▸ **Excerpted records**:
* Begin *
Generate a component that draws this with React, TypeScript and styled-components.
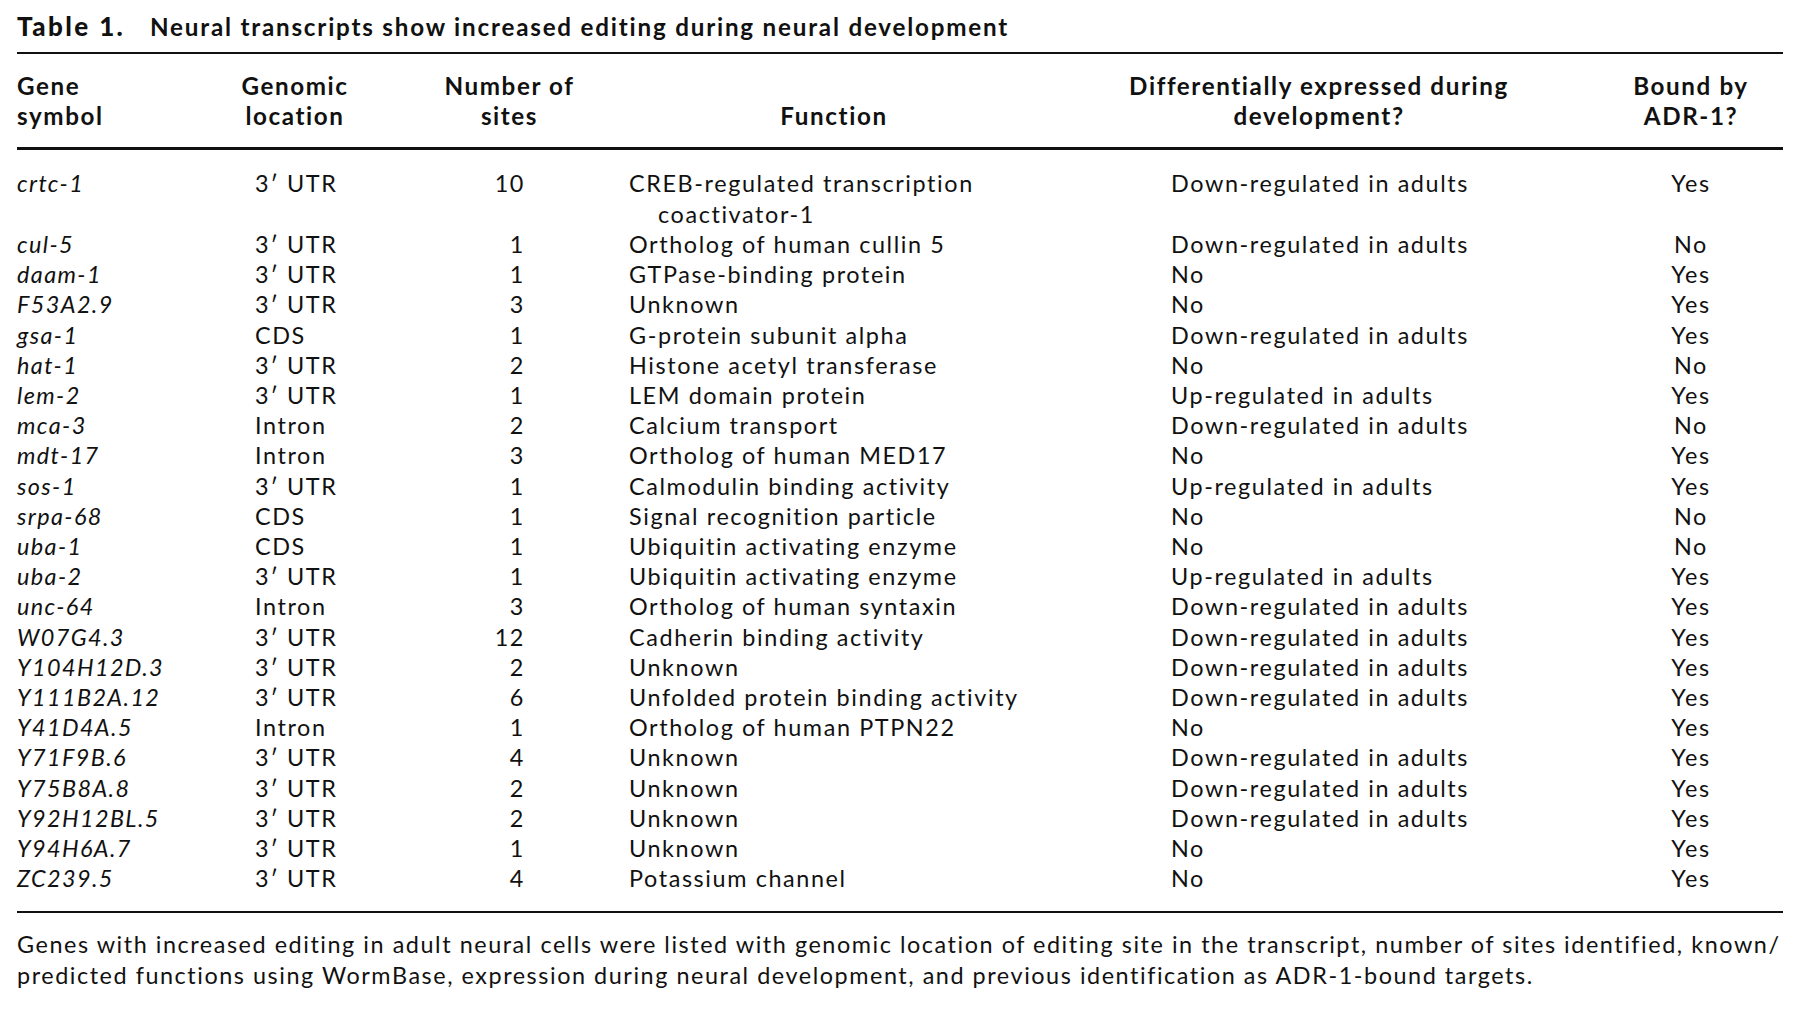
* End *
* Begin *
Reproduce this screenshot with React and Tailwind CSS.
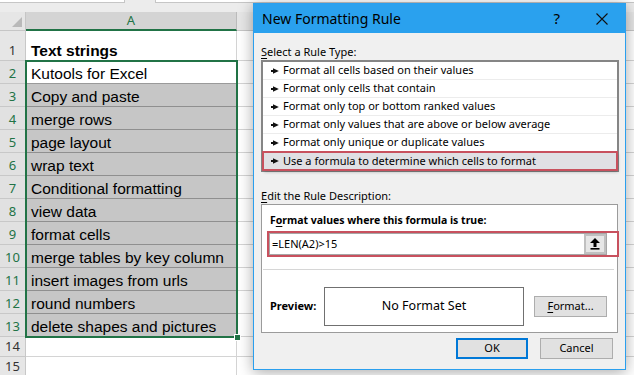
* End *
* Begin *
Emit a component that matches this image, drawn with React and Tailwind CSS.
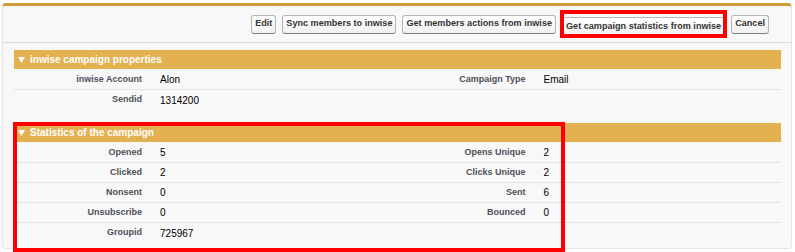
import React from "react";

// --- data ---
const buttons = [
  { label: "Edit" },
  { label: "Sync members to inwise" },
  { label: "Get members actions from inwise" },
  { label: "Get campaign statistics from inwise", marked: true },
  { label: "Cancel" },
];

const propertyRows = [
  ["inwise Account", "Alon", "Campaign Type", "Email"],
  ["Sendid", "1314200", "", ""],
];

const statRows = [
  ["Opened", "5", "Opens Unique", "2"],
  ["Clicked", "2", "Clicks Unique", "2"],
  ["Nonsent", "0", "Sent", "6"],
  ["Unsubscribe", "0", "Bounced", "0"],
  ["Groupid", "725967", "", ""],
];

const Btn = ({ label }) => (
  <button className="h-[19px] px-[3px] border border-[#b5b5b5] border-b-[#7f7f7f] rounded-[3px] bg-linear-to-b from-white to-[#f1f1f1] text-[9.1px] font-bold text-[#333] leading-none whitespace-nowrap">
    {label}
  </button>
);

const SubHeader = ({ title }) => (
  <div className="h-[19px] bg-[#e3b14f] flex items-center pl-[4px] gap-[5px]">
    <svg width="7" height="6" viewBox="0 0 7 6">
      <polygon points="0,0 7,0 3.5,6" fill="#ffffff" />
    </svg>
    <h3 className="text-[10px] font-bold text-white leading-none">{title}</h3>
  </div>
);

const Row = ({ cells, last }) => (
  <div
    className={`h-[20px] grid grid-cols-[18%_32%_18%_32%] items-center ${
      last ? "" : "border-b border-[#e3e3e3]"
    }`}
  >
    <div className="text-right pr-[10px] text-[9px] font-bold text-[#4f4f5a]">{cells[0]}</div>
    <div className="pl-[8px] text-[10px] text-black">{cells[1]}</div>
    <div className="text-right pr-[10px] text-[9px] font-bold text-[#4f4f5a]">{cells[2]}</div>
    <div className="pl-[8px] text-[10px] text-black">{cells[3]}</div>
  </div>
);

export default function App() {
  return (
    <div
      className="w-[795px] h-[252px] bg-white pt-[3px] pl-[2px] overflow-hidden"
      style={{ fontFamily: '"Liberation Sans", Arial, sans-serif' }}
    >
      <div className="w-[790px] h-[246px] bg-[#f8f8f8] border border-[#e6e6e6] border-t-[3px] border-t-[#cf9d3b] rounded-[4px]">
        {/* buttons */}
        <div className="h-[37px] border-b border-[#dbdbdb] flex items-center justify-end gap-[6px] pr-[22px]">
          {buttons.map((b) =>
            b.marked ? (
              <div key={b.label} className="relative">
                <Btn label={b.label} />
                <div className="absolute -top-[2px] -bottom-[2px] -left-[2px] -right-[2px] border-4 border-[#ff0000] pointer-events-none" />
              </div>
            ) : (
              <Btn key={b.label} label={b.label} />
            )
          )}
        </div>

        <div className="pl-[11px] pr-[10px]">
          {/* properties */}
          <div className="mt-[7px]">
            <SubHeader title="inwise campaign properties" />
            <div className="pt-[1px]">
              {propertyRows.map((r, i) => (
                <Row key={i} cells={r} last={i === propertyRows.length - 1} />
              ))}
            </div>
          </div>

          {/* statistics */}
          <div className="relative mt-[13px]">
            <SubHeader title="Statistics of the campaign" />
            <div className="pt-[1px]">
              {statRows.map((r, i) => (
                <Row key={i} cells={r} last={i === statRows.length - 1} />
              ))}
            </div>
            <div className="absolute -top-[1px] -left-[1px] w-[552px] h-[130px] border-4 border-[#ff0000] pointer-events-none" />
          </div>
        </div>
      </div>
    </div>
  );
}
* End *
▸ **Required task**:
Copy out every line of the data that includes the word "React".

▸ **Output of the task**:
Generate a component that draws this with React, TypeScript and styled-components.
Reproduce this screenshot with React and Tailwind CSS.
Emit a component that matches this image, drawn with React and Tailwind CSS.
import React from "react";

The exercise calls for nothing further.